▶ Aim
All of the material below is to be repeated exactly.

****************************************

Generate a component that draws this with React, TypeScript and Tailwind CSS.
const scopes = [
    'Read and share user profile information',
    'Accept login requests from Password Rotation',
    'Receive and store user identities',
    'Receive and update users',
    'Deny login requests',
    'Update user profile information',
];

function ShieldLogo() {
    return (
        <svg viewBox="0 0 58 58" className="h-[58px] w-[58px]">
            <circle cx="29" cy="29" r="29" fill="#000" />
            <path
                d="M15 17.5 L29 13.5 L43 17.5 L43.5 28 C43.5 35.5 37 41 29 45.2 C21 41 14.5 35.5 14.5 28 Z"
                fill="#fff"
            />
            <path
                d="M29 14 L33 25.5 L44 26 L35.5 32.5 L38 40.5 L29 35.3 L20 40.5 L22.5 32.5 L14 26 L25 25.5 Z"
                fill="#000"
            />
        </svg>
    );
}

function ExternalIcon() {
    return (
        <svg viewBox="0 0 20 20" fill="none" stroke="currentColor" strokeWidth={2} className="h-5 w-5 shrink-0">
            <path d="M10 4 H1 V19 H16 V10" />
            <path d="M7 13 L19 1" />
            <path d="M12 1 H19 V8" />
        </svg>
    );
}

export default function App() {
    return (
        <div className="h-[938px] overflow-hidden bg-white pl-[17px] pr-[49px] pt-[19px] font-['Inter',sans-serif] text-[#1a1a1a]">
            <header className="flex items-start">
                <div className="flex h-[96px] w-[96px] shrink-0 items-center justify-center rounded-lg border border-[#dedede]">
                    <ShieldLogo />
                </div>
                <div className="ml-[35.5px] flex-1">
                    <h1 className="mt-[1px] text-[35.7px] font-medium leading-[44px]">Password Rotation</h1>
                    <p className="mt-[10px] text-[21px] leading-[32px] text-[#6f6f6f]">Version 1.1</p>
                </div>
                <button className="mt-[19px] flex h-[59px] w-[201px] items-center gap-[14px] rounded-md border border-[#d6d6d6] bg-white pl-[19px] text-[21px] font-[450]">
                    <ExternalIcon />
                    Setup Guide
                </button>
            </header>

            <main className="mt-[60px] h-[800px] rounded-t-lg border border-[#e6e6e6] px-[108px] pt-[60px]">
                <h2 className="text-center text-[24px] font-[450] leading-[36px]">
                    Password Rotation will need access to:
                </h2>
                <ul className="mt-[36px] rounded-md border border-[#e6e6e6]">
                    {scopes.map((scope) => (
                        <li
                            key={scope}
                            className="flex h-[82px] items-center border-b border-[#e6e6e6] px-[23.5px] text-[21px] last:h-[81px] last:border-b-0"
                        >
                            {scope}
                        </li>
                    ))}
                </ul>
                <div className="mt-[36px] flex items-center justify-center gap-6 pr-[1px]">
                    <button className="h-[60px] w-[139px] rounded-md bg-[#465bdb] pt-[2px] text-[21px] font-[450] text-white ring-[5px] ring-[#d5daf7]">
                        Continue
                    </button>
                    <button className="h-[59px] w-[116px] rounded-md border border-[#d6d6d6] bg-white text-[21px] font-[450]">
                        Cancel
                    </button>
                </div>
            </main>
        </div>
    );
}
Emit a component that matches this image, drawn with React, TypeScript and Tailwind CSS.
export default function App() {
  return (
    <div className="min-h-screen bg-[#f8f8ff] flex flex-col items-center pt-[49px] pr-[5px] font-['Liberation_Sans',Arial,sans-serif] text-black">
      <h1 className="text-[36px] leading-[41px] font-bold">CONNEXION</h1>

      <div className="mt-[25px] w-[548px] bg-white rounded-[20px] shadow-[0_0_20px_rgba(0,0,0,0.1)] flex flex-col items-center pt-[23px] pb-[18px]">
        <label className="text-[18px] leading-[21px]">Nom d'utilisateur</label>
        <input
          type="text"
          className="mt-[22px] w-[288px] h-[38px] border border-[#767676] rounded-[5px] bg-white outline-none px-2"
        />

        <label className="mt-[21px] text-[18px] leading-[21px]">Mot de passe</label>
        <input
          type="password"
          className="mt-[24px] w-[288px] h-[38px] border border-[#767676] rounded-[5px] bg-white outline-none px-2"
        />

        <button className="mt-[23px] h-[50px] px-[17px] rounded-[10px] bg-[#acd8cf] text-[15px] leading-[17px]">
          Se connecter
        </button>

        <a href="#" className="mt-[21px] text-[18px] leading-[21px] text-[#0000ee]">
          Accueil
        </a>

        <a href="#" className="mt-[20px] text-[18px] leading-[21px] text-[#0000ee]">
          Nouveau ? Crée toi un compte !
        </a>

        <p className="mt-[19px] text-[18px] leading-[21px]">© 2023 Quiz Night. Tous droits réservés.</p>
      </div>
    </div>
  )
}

****************************************

▶ The answer
Generate a component that draws this with React, TypeScript and Tailwind CSS.
const scopes = [
    'Read and share user profile information',
    'Accept login requests from Password Rotation',
    'Receive and store user identities',
    'Receive and update users',
    'Deny login requests',
    'Update user profile information',
];

function ShieldLogo() {
    return (
        <svg viewBox="0 0 58 58" className="h-[58px] w-[58px]">
            <circle cx="29" cy="29" r="29" fill="#000" />
            <path
                d="M15 17.5 L29 13.5 L43 17.5 L43.5 28 C43.5 35.5 37 41 29 45.2 C21 41 14.5 35.5 14.5 28 Z"
                fill="#fff"
            />
            <path
                d="M29 14 L33 25.5 L44 26 L35.5 32.5 L38 40.5 L29 35.3 L20 40.5 L22.5 32.5 L14 26 L25 25.5 Z"
                fill="#000"
            />
        </svg>
    );
}

function ExternalIcon() {
    return (
        <svg viewBox="0 0 20 20" fill="none" stroke="currentColor" strokeWidth={2} className="h-5 w-5 shrink-0">
            <path d="M10 4 H1 V19 H16 V10" />
            <path d="M7 13 L19 1" />
            <path d="M12 1 H19 V8" />
        </svg>
    );
}

export default function App() {
    return (
        <div className="h-[938px] overflow-hidden bg-white pl-[17px] pr-[49px] pt-[19px] font-['Inter',sans-serif] text-[#1a1a1a]">
            <header className="flex items-start">
                <div className="flex h-[96px] w-[96px] shrink-0 items-center justify-center rounded-lg border border-[#dedede]">
                    <ShieldLogo />
                </div>
                <div className="ml-[35.5px] flex-1">
                    <h1 className="mt-[1px] text-[35.7px] font-medium leading-[44px]">Password Rotation</h1>
                    <p className="mt-[10px] text-[21px] leading-[32px] text-[#6f6f6f]">Version 1.1</p>
                </div>
                <button className="mt-[19px] flex h-[59px] w-[201px] items-center gap-[14px] rounded-md border border-[#d6d6d6] bg-white pl-[19px] text-[21px] font-[450]">
                    <ExternalIcon />
                    Setup Guide
                </button>
            </header>

            <main className="mt-[60px] h-[800px] rounded-t-lg border border-[#e6e6e6] px-[108px] pt-[60px]">
                <h2 className="text-center text-[24px] font-[450] leading-[36px]">
                    Password Rotation will need access to:
                </h2>
                <ul className="mt-[36px] rounded-md border border-[#e6e6e6]">
                    {scopes.map((scope) => (
                        <li
                            key={scope}
                            className="flex h-[82px] items-center border-b border-[#e6e6e6] px-[23.5px] text-[21px] last:h-[81px] last:border-b-0"
                        >
                            {scope}
                        </li>
                    ))}
                </ul>
                <div className="mt-[36px] flex items-center justify-center gap-6 pr-[1px]">
                    <button className="h-[60px] w-[139px] rounded-md bg-[#465bdb] pt-[2px] text-[21px] font-[450] text-white ring-[5px] ring-[#d5daf7]">
                        Continue
                    </button>
                    <button className="h-[59px] w-[116px] rounded-md border border-[#d6d6d6] bg-white text-[21px] font-[450]">
                        Cancel
                    </button>
                </div>
            </main>
        </div>
    );
}
Emit a component that matches this image, drawn with React, TypeScript and Tailwind CSS.
export default function App() {
  return (
    <div className="min-h-screen bg-[#f8f8ff] flex flex-col items-center pt-[49px] pr-[5px] font-['Liberation_Sans',Arial,sans-serif] text-black">
      <h1 className="text-[36px] leading-[41px] font-bold">CONNEXION</h1>

      <div className="mt-[25px] w-[548px] bg-white rounded-[20px] shadow-[0_0_20px_rgba(0,0,0,0.1)] flex flex-col items-center pt-[23px] pb-[18px]">
        <label className="text-[18px] leading-[21px]">Nom d'utilisateur</label>
        <input
          type="text"
          className="mt-[22px] w-[288px] h-[38px] border border-[#767676] rounded-[5px] bg-white outline-none px-2"
        />

        <label className="mt-[21px] text-[18px] leading-[21px]">Mot de passe</label>
        <input
          type="password"
          className="mt-[24px] w-[288px] h-[38px] border border-[#767676] rounded-[5px] bg-white outline-none px-2"
        />

        <button className="mt-[23px] h-[50px] px-[17px] rounded-[10px] bg-[#acd8cf] text-[15px] leading-[17px]">
          Se connecter
        </button>

        <a href="#" className="mt-[21px] text-[18px] leading-[21px] text-[#0000ee]">
          Accueil
        </a>

        <a href="#" className="mt-[20px] text-[18px] leading-[21px] text-[#0000ee]">
          Nouveau ? Crée toi un compte !
        </a>

        <p className="mt-[19px] text-[18px] leading-[21px]">© 2023 Quiz Night. Tous droits réservés.</p>
      </div>
    </div>
  )
}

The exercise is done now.